June 13, 2006

 

New swine disease threatens US hog industry

 

 

Two consecutive years of profitable hog farming in the US may now be under threat from a disease re-activated and now lurking in hog farms in the US, according to an industry analyst.

 

The virus, Porcine Circovirus Type 2, could have the power to affect projections for the hog market this year, according to Glenn Grimes, an agricultural economist who is a professor emeritus at the University of Missouri.

 

Grimes said hog production was expected to increase gradually but the introduction of circovirus could change all that.

 

Circovirus can wipe out 30 percent to 40 percent of a hog herd and cause losses of more than US$7 a head.

 

In any case, even if hog production escapes the disease and increases, the long run of profitable operations would end in November, Steve Meyer, an economist at Paragon Economics, said at the World Pork Expo.

 

Circovirus have turned up in Iowa hogs in the past two months after breaking out in Canada and North Carolina.
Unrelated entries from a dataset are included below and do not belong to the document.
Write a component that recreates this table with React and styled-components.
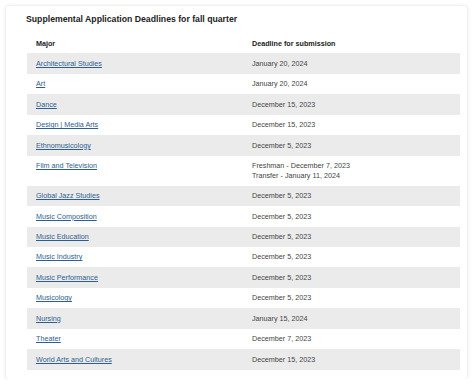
import React from 'react'
import styled, { createGlobalStyle } from 'styled-components'

const Global = createGlobalStyle`
  html, body {
    margin: 0;
    padding: 0;
    background: #ffffff;
    font-family: "Liberation Sans", Arial, Helvetica, sans-serif;
  }
`

const Card = styled.div`
  box-sizing: border-box;
  margin: 6px 6px 0 6px;
  width: 461px;
  height: 373px;
  background: #ffffff;
  border-radius: 3px;
  box-shadow: 0 0 4px rgba(0, 0, 0, 0.12), 0 0 1px rgba(0, 0, 0, 0.08);
  padding: 7px 7px 10px 20px;
`

const Title = styled.h2`
  margin: 0 0 7px 0;
  font-size: 8.7px;
  line-height: 13px;
  font-weight: 700;
  color: #222;
`

const Table = styled.div`
  margin-left: 1px;
  width: 433px;
  display: flex;
  flex-direction: column;
`

const Row = styled.div`
  display: grid;
  grid-template-columns: 216px 1fr;
  background: ${p => (p.$shaded ? '#ebebeb' : 'transparent')};
`

const Cell = styled.div`
  padding: 5.5px 9px;
  font-size: 7.2px;
  line-height: 9.45px;
  color: ${p => (p.$head ? '#222' : '#444')};
  font-weight: ${p => (p.$head ? 700 : 400)};
`

const Link = styled.a`
  color: #2d5e91;
  text-decoration: underline;
`

const rows = [
  ['Architectural Studies', ['January 20, 2024']],
  ['Art', ['January 20, 2024']],
  ['Dance', ['December 15, 2023']],
  ['Design | Media Arts', ['December 15, 2023']],
  ['Ethnomusicology', ['December 5, 2023']],
  ['Film and Television', ['Freshman - December 7, 2023', 'Transfer - January 11, 2024']],
  ['Global Jazz Studies', ['December 5, 2023']],
  ['Music Composition', ['December 5, 2023']],
  ['Music Education', ['December 5, 2023']],
  ['Music Industry', ['December 5, 2023']],
  ['Music Performance', ['December 5, 2023']],
  ['Musicology', ['December 5, 2023']],
  ['Nursing', ['January 15, 2024']],
  ['Theater', ['December 7, 2023']],
  ['World Arts and Cultures', ['December 15, 2023']],
]

const App = () => {
  return (
    <>
      <Global />
      <Card>
        <Title>Supplemental Application Deadlines for fall quarter</Title>
        <Table>
          <Row>
            <Cell $head>Major</Cell>
            <Cell $head>Deadline for submission</Cell>
          </Row>
          {rows.map(([major, dates], i) => (
            <Row key={major} $shaded={i % 2 === 0}>
              <Cell>
                <Link href="#">{major}</Link>
              </Cell>
              <Cell>
                {dates.map(d => (
                  <div key={d}>{d}</div>
                ))}
              </Cell>
            </Row>
          ))}
        </Table>
      </Card>
    </>
  )
}

export default App
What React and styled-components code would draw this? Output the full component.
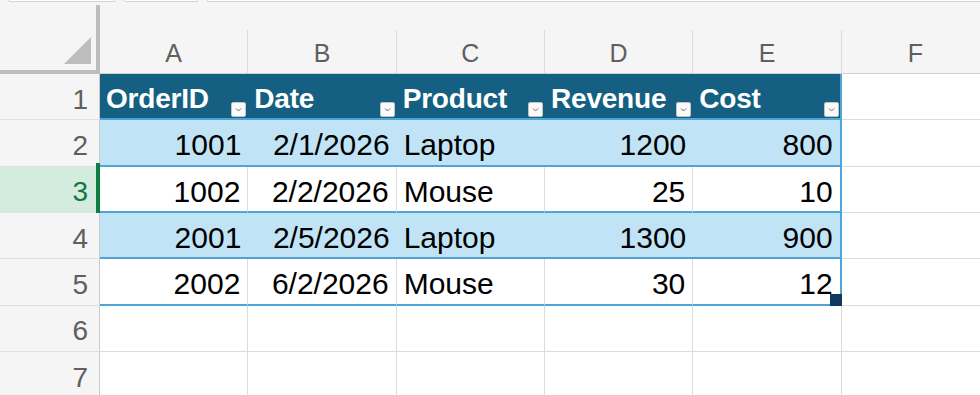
import React from 'react'
import styled, { createGlobalStyle } from 'styled-components'

const GlobalStyle = createGlobalStyle`
    html, body {
        margin: 0;
        padding: 0;
        background: #ffffff;
    }
    * {
        box-sizing: border-box;
    }
`

const Page = styled.div`
    width: 980px;
    height: 395px;
    overflow: hidden;
    background: #ffffff;
    font-family: "Liberation Sans", Arial, sans-serif;
`

const TabStrip = styled.div`
    height: 5px;
    background: #f5f5f5;
    display: flex;
    gap: 9px;
    padding-left: 8px;
    align-items: flex-start;
`

const Tab = styled.div`
    width: ${props => props.$width}px;
    flex-shrink: 0;
    height: 2px;
    background: #ffffff;
    border: 1px solid #d2d2d2;
    border-top: none;
    border-radius: 0 0 3px 3px;
`

const Sheet = styled.div`
    display: grid;
    grid-template-columns: 100px repeat(6, 148.33px);
    grid-template-rows: 69px repeat(7, 46.33px);
`

const Corner = styled.div`
    background: #f5f5f5;
    border-right: 4px solid #bdbdbd;
    border-bottom: 4px solid #bdbdbd;
    display: flex;
    align-items: flex-end;
    justify-content: flex-end;
    padding: 0 5px 6px 0;
`

const CornerTriangle = styled.div`
    width: 27px;
    height: 27px;
    background: #bdbdbd;
    clip-path: polygon(100% 0, 100% 100%, 0 100%);
`

const ColHead = styled.div`
    background: #f5f5f5;
    border-bottom: 1px solid #d0d0d0;
    display: flex;
    flex-direction: column;
    justify-content: flex-end;
`

const ColLabel = styled.div`
    height: 43px;
    border-right: 1px solid #dadada;
    display: flex;
    align-items: center;
    justify-content: center;
    padding-top: 4px;
    font-size: 25px;
    color: #5f5f5f;
`

const RowHead = styled.div`
    position: relative;
    background: ${props => props.$active ? '#d3ecdd' : '#f5f5f5'};
    color: ${props => props.$active ? '#137745' : '#5f5f5f'};
    border-right: 1px solid #cacaca;
    border-bottom: 1px solid #e0e0e0;
    display: flex;
    align-items: center;
    justify-content: flex-end;
    padding: 6px 11px 0 0;
    font-size: 28px;

    &::after {
        content: '';
        display: ${props => props.$active ? 'block' : 'none'};
        position: absolute;
        right: -1px;
        top: -4px;
        bottom: -3px;
        width: 4px;
        background: #107c41;
    }
`

const HeaderCell = styled.div`
    background: #156082;
    color: #ffffff;
    font-weight: 700;
    font-size: 28px;
    border-bottom: 2px solid #4ea6d8;
    border-right: ${props => props.$last ? '2px solid #4ea6d8' : 'none'};
    display: flex;
    align-items: center;
    justify-content: space-between;
    padding: 6px ${props => props.$last ? '1px' : '2px'} 0 6px;
    white-space: nowrap;
    letter-spacing: -0.2px;
`

const FilterButton = styled.div`
    align-self: flex-end;
    margin-bottom: 1px;
    width: 15px;
    height: 15px;
    flex-shrink: 0;
    background: #fafafa;
    border: 1px solid #c4c4c4;
    border-radius: 2px;
    display: flex;
    align-items: center;
    justify-content: center;
`

const Cell = styled.div`
    position: relative;
    background: ${props => props.$band ? '#c0e4f5' : '#ffffff'};
    border-bottom: ${props => props.$table ? '2px solid #4ea6d8' : '1px solid #dcdcdc'};
    border-right: ${props => props.$last
        ? '2px solid #4ea6d8'
        : props.$band ? 'none' : '1px solid #dcdcdc'};
    display: flex;
    align-items: center;
    justify-content: ${props => props.$num ? 'flex-end' : 'flex-start'};
    padding: 6px 7px 0 7px;
    font-size: 30px;
    color: #000000;
    white-space: nowrap;
`

const FillHandle = styled.div`
    position: absolute;
    right: -2px;
    bottom: -2px;
    width: 12px;
    height: 12px;
    background: #0f3a5f;
`

const columns = ['A', 'B', 'C', 'D', 'E', 'F']
const headers = ['OrderID', 'Date', 'Product', 'Revenue', 'Cost']
const rows = [
    ['1001', '2/1/2026', 'Laptop', '1200', '800'],
    ['1002', '2/2/2026', 'Mouse', '25', '10'],
    ['2001', '2/5/2026', 'Laptop', '1300', '900'],
    ['2002', '6/2/2026', 'Mouse', '30', '12'],
]

const Chevron = () => (
    <svg width="9" height="9" viewBox="0 0 9 9">
        <polyline points="2,3.5 4.5,6 7,3.5" fill="none" stroke="#6b6b6b" strokeWidth="1" />
    </svg>
)

const App = () => (
    <Page>
        <GlobalStyle />
        <TabStrip>
            <Tab $width={107} />
            <Tab $width={74} />
            <Tab $width={780} />
        </TabStrip>
        <Sheet>
            <Corner>
                <CornerTriangle />
            </Corner>
            {columns.map(col => (
                <ColHead key={col}>
                    <ColLabel>{col}</ColLabel>
                </ColHead>
            ))}

            <RowHead>1</RowHead>
            {headers.map((h, i) => (
                <HeaderCell key={h} $last={i === headers.length - 1}>
                    {h}
                    <FilterButton><Chevron /></FilterButton>
                </HeaderCell>
            ))}
            <Cell />

            {rows.map((row, r) => (
                <React.Fragment key={r}>
                    <RowHead $active={r === 1}>{r + 2}</RowHead>
                    {row.map((value, c) => (
                        <Cell
                            key={c}
                            $table
                            $band={r % 2 === 0}
                            $num={c !== 2}
                            $last={c === row.length - 1}
                        >
                            {value}
                            {r === rows.length - 1 && c === row.length - 1 && <FillHandle />}
                        </Cell>
                    ))}
                    <Cell />
                </React.Fragment>
            ))}

            {[6, 7].map(n => (
                <React.Fragment key={n}>
                    <RowHead>{n}</RowHead>
                    {columns.map(col => <Cell key={col} />)}
                </React.Fragment>
            ))}
        </Sheet>
    </Page>
)

export default App
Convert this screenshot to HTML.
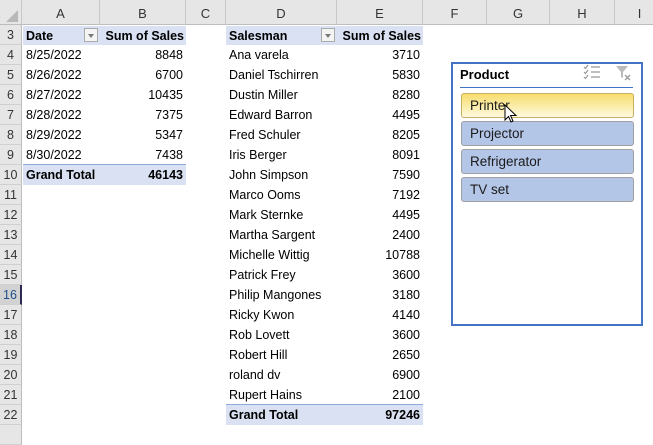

Both regions supply pigs to Iowa, according to Dr Darrell Neuberger, swine technical manager for Fort Dodge Animal Health, adding that hog farmers are now rushing to buy circovirus vaccines.

 

Fort Dodge Animal Health, announced Thursday that it had received a license from the USDA to sell a vaccine called Suvaxyn PCV2 One Dose that the company developed with Iowa State and Virginia Tech universities.

 

The vaccine is expected in markets at the end of June or early July.

 

Circovirus was identified in the early 1990s, but has remained dormant until now. It spreads quickly once it infects a herd, transmitting itself through the air and hog urine and feces. The disease causes respiratory distress and weight loss in hogs.